▸ **ENTRIES SHOWN**
• • • • •

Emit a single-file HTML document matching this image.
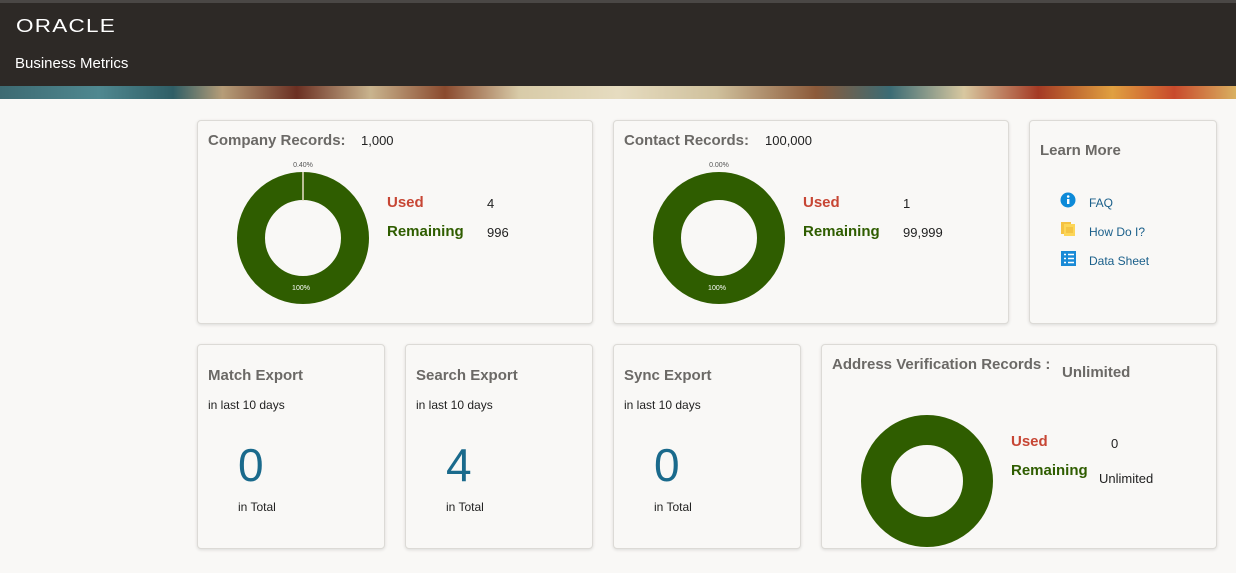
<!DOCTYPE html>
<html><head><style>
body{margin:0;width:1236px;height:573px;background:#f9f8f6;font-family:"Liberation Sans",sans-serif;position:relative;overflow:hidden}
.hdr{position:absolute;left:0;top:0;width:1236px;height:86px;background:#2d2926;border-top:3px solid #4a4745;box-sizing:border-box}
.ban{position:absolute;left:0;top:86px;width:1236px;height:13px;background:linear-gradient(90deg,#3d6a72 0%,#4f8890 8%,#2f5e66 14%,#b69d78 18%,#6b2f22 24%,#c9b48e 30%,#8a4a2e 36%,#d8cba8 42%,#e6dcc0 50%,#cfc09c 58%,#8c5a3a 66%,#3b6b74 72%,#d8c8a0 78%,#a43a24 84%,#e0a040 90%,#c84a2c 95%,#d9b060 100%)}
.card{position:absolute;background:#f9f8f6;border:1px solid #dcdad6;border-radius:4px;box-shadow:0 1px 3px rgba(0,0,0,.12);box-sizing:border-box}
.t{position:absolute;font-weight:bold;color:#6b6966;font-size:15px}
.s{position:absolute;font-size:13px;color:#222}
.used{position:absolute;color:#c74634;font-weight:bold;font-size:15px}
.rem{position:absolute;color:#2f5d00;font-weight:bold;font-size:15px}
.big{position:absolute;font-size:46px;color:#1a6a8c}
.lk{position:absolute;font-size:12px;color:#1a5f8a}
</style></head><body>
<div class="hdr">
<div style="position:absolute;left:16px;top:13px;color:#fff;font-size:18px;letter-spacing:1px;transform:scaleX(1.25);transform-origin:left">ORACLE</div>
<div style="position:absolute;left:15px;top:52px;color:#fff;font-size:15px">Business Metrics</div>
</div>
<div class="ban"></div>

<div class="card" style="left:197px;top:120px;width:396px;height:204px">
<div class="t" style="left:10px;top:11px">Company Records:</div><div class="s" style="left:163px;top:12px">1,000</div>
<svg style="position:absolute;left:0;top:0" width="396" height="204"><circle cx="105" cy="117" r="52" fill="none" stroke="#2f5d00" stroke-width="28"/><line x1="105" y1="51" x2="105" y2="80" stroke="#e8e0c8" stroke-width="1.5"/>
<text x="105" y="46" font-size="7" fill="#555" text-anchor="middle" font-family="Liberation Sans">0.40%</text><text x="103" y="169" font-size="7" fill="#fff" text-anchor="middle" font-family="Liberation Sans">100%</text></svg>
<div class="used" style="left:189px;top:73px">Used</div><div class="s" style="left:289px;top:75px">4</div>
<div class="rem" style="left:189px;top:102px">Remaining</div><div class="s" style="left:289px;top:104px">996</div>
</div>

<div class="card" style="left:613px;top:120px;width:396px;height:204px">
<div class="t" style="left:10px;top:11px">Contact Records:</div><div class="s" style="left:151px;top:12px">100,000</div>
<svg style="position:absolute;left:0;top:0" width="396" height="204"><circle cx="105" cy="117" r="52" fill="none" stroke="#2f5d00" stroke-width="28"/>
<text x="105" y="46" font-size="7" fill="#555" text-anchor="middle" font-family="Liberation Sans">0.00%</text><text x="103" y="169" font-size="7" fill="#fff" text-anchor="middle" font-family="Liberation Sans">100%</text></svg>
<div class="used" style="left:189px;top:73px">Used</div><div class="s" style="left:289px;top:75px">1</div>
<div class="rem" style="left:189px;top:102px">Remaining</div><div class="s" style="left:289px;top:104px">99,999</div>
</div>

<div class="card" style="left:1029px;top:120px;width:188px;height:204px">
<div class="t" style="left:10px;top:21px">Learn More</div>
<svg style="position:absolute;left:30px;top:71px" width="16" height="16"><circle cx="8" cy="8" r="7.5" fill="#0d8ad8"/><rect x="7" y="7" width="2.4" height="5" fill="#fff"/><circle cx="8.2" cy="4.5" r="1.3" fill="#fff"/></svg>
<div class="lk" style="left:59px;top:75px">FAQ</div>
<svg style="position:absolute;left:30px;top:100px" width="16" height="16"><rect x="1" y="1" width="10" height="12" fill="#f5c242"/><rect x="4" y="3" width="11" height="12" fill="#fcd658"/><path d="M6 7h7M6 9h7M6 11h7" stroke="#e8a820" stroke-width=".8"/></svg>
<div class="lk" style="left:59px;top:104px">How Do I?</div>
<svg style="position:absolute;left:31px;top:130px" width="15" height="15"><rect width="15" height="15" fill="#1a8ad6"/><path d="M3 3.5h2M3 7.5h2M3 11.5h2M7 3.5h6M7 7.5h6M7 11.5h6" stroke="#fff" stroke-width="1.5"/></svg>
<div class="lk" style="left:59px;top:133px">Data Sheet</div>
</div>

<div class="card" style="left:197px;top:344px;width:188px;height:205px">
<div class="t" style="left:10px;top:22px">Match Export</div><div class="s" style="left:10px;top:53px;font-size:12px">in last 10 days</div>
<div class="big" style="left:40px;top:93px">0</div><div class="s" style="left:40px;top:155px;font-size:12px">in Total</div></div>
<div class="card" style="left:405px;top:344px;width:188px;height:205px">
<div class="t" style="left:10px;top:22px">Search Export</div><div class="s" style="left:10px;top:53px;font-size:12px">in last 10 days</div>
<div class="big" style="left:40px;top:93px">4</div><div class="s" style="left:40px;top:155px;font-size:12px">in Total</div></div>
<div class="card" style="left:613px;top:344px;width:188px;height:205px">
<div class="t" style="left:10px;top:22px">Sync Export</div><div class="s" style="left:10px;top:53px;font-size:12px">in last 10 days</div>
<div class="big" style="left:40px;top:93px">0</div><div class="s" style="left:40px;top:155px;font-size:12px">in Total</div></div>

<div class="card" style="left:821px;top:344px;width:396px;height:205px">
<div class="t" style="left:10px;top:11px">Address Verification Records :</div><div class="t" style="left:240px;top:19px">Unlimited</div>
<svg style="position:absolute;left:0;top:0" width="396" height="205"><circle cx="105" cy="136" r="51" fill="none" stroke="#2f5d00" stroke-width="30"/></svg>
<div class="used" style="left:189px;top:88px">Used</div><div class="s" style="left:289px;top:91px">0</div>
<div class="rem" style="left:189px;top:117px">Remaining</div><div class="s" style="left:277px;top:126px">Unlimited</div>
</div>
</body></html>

• • • • •

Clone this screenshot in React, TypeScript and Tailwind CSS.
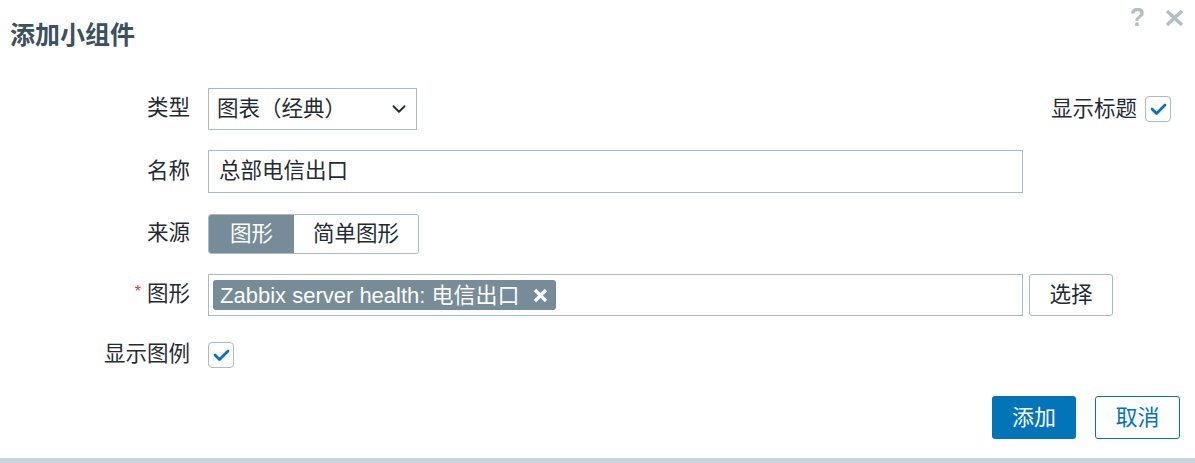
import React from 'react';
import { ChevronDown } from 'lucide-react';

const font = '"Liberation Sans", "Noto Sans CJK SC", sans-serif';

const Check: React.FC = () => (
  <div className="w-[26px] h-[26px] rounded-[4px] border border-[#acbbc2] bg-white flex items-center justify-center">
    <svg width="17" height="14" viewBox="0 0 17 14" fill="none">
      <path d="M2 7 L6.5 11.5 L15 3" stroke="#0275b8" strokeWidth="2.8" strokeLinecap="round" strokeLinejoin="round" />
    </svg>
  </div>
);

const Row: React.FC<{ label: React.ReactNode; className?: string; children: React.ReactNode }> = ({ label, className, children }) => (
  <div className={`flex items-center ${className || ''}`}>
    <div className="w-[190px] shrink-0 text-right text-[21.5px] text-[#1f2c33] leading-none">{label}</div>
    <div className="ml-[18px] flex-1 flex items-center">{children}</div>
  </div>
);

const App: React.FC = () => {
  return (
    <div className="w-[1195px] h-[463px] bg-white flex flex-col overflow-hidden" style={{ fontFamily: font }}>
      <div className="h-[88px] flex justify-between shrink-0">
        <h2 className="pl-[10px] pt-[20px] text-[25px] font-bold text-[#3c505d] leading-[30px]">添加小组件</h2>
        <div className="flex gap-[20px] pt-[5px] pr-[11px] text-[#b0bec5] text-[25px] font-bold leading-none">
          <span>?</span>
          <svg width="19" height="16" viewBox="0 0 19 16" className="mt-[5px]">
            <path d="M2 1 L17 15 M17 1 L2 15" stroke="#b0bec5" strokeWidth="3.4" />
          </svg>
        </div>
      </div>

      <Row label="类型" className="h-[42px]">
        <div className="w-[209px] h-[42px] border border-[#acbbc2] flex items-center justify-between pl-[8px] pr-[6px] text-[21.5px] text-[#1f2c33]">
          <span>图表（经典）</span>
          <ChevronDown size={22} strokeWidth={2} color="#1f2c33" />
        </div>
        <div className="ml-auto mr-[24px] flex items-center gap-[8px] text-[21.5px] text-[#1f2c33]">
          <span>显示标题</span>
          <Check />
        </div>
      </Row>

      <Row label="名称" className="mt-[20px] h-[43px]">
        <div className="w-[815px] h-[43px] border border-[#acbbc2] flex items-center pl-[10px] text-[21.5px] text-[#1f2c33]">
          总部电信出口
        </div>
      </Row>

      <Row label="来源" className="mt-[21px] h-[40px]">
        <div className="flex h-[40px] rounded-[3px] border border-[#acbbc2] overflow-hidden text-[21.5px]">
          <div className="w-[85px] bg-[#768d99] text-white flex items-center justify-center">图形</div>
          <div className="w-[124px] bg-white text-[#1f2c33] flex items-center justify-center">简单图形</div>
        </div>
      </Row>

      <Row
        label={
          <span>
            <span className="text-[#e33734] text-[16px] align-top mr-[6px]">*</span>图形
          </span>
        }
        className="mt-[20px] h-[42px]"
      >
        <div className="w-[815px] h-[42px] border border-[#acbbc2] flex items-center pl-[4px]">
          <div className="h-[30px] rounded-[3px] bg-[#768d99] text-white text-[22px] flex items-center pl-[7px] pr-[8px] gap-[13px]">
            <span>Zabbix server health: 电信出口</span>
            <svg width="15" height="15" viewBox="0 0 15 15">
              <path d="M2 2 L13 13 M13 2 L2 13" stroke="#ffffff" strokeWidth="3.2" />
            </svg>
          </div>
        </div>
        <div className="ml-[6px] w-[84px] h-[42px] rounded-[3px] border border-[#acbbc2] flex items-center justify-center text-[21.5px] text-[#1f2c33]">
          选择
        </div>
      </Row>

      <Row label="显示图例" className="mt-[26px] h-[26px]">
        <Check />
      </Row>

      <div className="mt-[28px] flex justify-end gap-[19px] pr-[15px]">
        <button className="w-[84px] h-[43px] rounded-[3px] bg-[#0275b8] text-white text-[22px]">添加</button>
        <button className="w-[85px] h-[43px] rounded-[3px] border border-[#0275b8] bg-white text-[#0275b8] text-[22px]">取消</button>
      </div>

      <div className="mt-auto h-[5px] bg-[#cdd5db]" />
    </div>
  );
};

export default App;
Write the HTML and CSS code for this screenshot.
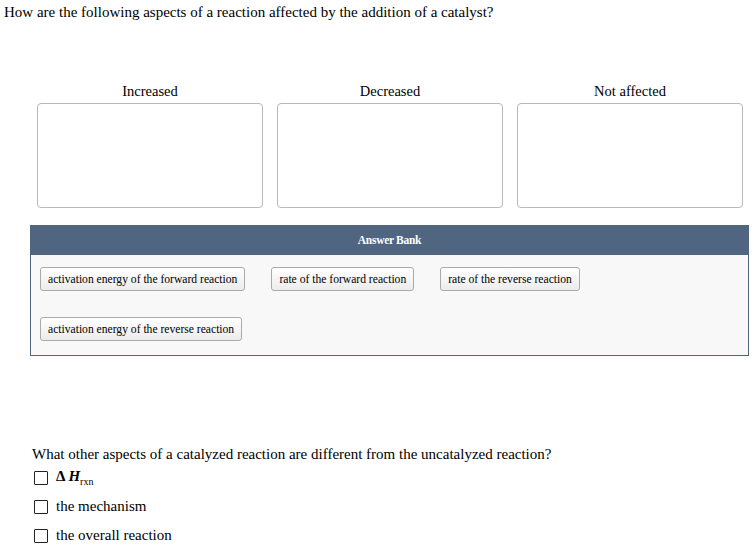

• • • • •

Show all lines above holding "this".

▸ **TASK SOLUTION**
Emit a single-file HTML document matching this image.
Clone this screenshot in React, TypeScript and Tailwind CSS.
Write the HTML and CSS code for this screenshot.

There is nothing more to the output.